# THE PROBLEM:
Skip the pictures and repeat each line of the data exactly.

# DATASET EXCERPT:
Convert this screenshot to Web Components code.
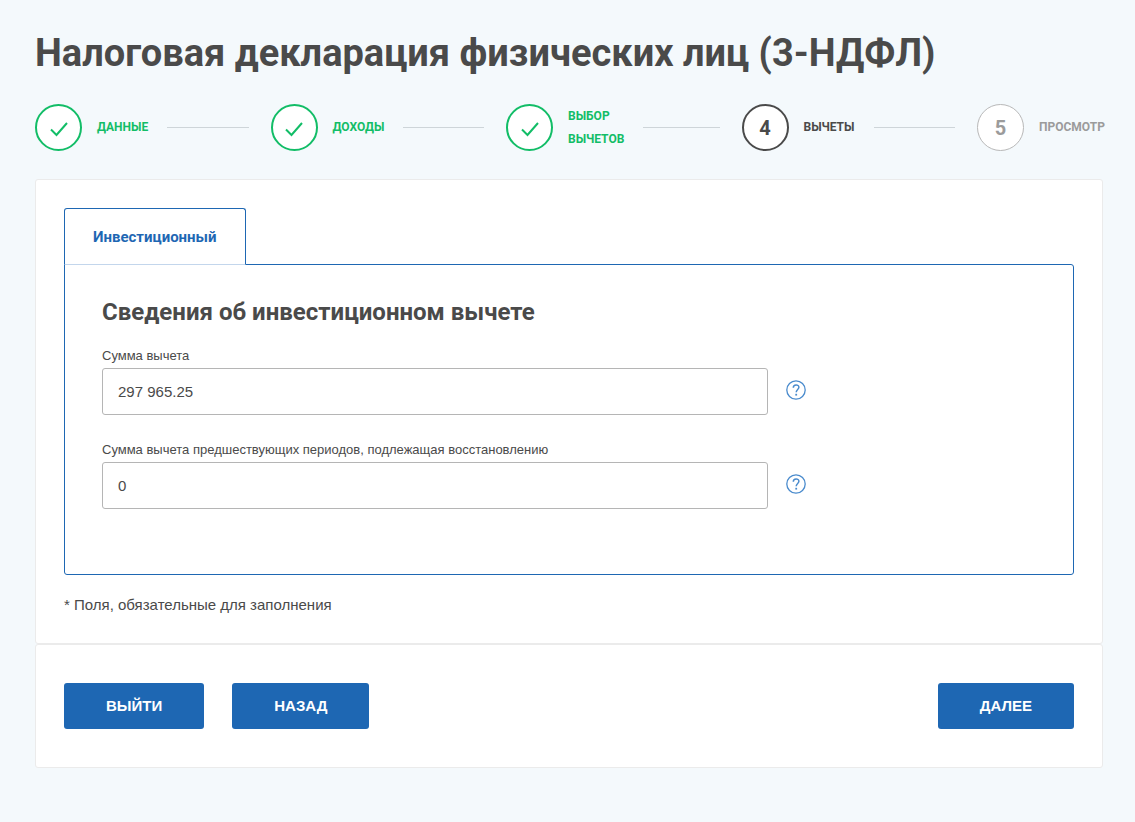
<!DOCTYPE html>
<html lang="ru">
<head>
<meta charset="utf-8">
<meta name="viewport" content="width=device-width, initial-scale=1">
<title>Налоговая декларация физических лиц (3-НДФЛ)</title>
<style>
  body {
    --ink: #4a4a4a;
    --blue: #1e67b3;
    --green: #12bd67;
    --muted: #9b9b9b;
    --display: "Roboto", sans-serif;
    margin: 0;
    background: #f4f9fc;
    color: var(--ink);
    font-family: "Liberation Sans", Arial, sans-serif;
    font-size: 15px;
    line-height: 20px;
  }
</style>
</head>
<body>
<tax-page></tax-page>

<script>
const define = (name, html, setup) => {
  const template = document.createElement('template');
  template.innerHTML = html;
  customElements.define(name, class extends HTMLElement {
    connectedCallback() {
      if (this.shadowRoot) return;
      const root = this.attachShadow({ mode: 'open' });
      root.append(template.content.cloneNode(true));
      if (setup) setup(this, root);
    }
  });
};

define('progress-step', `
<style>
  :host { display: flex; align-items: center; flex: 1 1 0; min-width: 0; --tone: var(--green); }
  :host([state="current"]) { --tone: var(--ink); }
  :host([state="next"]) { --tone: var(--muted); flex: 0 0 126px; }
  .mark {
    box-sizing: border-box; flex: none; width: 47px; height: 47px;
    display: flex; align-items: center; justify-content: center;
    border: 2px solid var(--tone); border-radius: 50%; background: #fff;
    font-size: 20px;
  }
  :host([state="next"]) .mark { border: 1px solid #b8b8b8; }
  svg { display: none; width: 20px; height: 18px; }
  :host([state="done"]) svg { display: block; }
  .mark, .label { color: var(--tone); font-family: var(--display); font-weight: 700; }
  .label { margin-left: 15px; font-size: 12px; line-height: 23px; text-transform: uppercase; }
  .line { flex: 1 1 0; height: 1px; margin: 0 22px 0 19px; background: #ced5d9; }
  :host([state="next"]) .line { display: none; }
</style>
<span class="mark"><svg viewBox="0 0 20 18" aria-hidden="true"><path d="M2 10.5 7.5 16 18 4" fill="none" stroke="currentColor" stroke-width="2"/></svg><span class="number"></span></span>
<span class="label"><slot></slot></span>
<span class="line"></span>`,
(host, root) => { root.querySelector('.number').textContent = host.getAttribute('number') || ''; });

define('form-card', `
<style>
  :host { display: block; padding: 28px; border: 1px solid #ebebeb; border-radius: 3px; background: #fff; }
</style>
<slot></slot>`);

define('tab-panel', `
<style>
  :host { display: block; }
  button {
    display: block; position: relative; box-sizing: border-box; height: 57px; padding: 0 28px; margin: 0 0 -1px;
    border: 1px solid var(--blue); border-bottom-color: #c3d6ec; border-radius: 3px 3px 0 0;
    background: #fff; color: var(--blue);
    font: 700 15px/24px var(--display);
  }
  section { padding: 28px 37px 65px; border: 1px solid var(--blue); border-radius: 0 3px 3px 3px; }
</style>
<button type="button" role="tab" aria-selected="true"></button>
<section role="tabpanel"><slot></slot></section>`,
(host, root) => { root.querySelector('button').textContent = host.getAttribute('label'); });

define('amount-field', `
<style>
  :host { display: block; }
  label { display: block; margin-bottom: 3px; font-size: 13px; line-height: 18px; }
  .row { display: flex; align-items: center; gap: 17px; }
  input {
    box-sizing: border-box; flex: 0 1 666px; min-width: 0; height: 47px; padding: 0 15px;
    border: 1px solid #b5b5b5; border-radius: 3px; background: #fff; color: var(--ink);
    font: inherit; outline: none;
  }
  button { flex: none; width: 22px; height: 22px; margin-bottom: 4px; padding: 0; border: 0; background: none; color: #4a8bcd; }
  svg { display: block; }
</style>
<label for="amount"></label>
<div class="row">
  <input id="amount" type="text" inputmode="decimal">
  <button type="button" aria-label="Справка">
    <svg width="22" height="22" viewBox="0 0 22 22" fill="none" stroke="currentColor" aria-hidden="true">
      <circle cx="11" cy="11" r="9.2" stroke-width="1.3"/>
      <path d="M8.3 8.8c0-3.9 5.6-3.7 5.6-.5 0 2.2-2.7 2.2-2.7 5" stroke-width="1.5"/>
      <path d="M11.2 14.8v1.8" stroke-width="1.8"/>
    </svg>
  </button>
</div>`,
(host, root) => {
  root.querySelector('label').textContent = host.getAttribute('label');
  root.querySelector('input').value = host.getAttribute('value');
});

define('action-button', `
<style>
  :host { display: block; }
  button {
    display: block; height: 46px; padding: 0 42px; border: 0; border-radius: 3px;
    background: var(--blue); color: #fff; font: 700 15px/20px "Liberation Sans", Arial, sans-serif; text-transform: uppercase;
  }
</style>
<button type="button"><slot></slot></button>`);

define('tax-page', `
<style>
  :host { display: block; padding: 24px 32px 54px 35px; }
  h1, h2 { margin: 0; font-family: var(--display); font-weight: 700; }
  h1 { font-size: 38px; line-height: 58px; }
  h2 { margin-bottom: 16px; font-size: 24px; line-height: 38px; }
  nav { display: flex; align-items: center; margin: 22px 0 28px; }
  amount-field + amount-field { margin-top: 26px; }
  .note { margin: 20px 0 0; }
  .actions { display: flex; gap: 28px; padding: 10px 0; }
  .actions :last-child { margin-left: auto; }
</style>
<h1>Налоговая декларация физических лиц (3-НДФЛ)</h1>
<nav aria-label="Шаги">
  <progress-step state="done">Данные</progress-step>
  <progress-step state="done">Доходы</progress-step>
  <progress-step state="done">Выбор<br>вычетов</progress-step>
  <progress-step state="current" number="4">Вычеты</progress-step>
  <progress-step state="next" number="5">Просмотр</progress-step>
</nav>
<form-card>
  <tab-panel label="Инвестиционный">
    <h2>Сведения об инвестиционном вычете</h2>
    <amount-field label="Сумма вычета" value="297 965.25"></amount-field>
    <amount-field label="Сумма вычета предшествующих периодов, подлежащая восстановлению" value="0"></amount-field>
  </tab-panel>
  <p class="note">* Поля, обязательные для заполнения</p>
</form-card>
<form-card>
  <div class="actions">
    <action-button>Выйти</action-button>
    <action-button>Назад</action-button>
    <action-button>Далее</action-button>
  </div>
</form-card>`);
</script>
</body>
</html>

# THE REPLY:
Convert this screenshot to Web Components code.
<!DOCTYPE html>
<html lang="ru">
<head>
<meta charset="utf-8">
<meta name="viewport" content="width=device-width, initial-scale=1">
<title>Налоговая декларация физических лиц (3-НДФЛ)</title>
<style>
  body {
    --ink: #4a4a4a;
    --blue: #1e67b3;
    --green: #12bd67;
    --muted: #9b9b9b;
    --display: "Roboto", sans-serif;
    margin: 0;
    background: #f4f9fc;
    color: var(--ink);
    font-family: "Liberation Sans", Arial, sans-serif;
    font-size: 15px;
    line-height: 20px;
  }
</style>
</head>
<body>
<tax-page></tax-page>

<script>
const define = (name, html, setup) => {
  const template = document.createElement('template');
  template.innerHTML = html;
  customElements.define(name, class extends HTMLElement {
    connectedCallback() {
      if (this.shadowRoot) return;
      const root = this.attachShadow({ mode: 'open' });
      root.append(template.content.cloneNode(true));
      if (setup) setup(this, root);
    }
  });
};

define('progress-step', `
<style>
  :host { display: flex; align-items: center; flex: 1 1 0; min-width: 0; --tone: var(--green); }
  :host([state="current"]) { --tone: var(--ink); }
  :host([state="next"]) { --tone: var(--muted); flex: 0 0 126px; }
  .mark {
    box-sizing: border-box; flex: none; width: 47px; height: 47px;
    display: flex; align-items: center; justify-content: center;
    border: 2px solid var(--tone); border-radius: 50%; background: #fff;
    font-size: 20px;
  }
  :host([state="next"]) .mark { border: 1px solid #b8b8b8; }
  svg { display: none; width: 20px; height: 18px; }
  :host([state="done"]) svg { display: block; }
  .mark, .label { color: var(--tone); font-family: var(--display); font-weight: 700; }
  .label { margin-left: 15px; font-size: 12px; line-height: 23px; text-transform: uppercase; }
  .line { flex: 1 1 0; height: 1px; margin: 0 22px 0 19px; background: #ced5d9; }
  :host([state="next"]) .line { display: none; }
</style>
<span class="mark"><svg viewBox="0 0 20 18" aria-hidden="true"><path d="M2 10.5 7.5 16 18 4" fill="none" stroke="currentColor" stroke-width="2"/></svg><span class="number"></span></span>
<span class="label"><slot></slot></span>
<span class="line"></span>`,
(host, root) => { root.querySelector('.number').textContent = host.getAttribute('number') || ''; });

define('form-card', `
<style>
  :host { display: block; padding: 28px; border: 1px solid #ebebeb; border-radius: 3px; background: #fff; }
</style>
<slot></slot>`);

define('tab-panel', `
<style>
  :host { display: block; }
  button {
    display: block; position: relative; box-sizing: border-box; height: 57px; padding: 0 28px; margin: 0 0 -1px;
    border: 1px solid var(--blue); border-bottom-color: #c3d6ec; border-radius: 3px 3px 0 0;
    background: #fff; color: var(--blue);
    font: 700 15px/24px var(--display);
  }
  section { padding: 28px 37px 65px; border: 1px solid var(--blue); border-radius: 0 3px 3px 3px; }
</style>
<button type="button" role="tab" aria-selected="true"></button>
<section role="tabpanel"><slot></slot></section>`,
(host, root) => { root.querySelector('button').textContent = host.getAttribute('label'); });

define('amount-field', `
<style>
  :host { display: block; }
  label { display: block; margin-bottom: 3px; font-size: 13px; line-height: 18px; }
  .row { display: flex; align-items: center; gap: 17px; }
  input {
    box-sizing: border-box; flex: 0 1 666px; min-width: 0; height: 47px; padding: 0 15px;
    border: 1px solid #b5b5b5; border-radius: 3px; background: #fff; color: var(--ink);
    font: inherit; outline: none;
  }
  button { flex: none; width: 22px; height: 22px; margin-bottom: 4px; padding: 0; border: 0; background: none; color: #4a8bcd; }
  svg { display: block; }
</style>
<label for="amount"></label>
<div class="row">
  <input id="amount" type="text" inputmode="decimal">
  <button type="button" aria-label="Справка">
    <svg width="22" height="22" viewBox="0 0 22 22" fill="none" stroke="currentColor" aria-hidden="true">
      <circle cx="11" cy="11" r="9.2" stroke-width="1.3"/>
      <path d="M8.3 8.8c0-3.9 5.6-3.7 5.6-.5 0 2.2-2.7 2.2-2.7 5" stroke-width="1.5"/>
      <path d="M11.2 14.8v1.8" stroke-width="1.8"/>
    </svg>
  </button>
</div>`,
(host, root) => {
  root.querySelector('label').textContent = host.getAttribute('label');
  root.querySelector('input').value = host.getAttribute('value');
});

define('action-button', `
<style>
  :host { display: block; }
  button {
    display: block; height: 46px; padding: 0 42px; border: 0; border-radius: 3px;
    background: var(--blue); color: #fff; font: 700 15px/20px "Liberation Sans", Arial, sans-serif; text-transform: uppercase;
  }
</style>
<button type="button"><slot></slot></button>`);

define('tax-page', `
<style>
  :host { display: block; padding: 24px 32px 54px 35px; }
  h1, h2 { margin: 0; font-family: var(--display); font-weight: 700; }
  h1 { font-size: 38px; line-height: 58px; }
  h2 { margin-bottom: 16px; font-size: 24px; line-height: 38px; }
  nav { display: flex; align-items: center; margin: 22px 0 28px; }
  amount-field + amount-field { margin-top: 26px; }
  .note { margin: 20px 0 0; }
  .actions { display: flex; gap: 28px; padding: 10px 0; }
  .actions :last-child { margin-left: auto; }
</style>
<h1>Налоговая декларация физических лиц (3-НДФЛ)</h1>
<nav aria-label="Шаги">
  <progress-step state="done">Данные</progress-step>
  <progress-step state="done">Доходы</progress-step>
  <progress-step state="done">Выбор<br>вычетов</progress-step>
  <progress-step state="current" number="4">Вычеты</progress-step>
  <progress-step state="next" number="5">Просмотр</progress-step>
</nav>
<form-card>
  <tab-panel label="Инвестиционный">
    <h2>Сведения об инвестиционном вычете</h2>
    <amount-field label="Сумма вычета" value="297 965.25"></amount-field>
    <amount-field label="Сумма вычета предшествующих периодов, подлежащая восстановлению" value="0"></amount-field>
  </tab-panel>
  <p class="note">* Поля, обязательные для заполнения</p>
</form-card>
<form-card>
  <div class="actions">
    <action-button>Выйти</action-button>
    <action-button>Назад</action-button>
    <action-button>Далее</action-button>
  </div>
</form-card>`);
</script>
</body>
</html>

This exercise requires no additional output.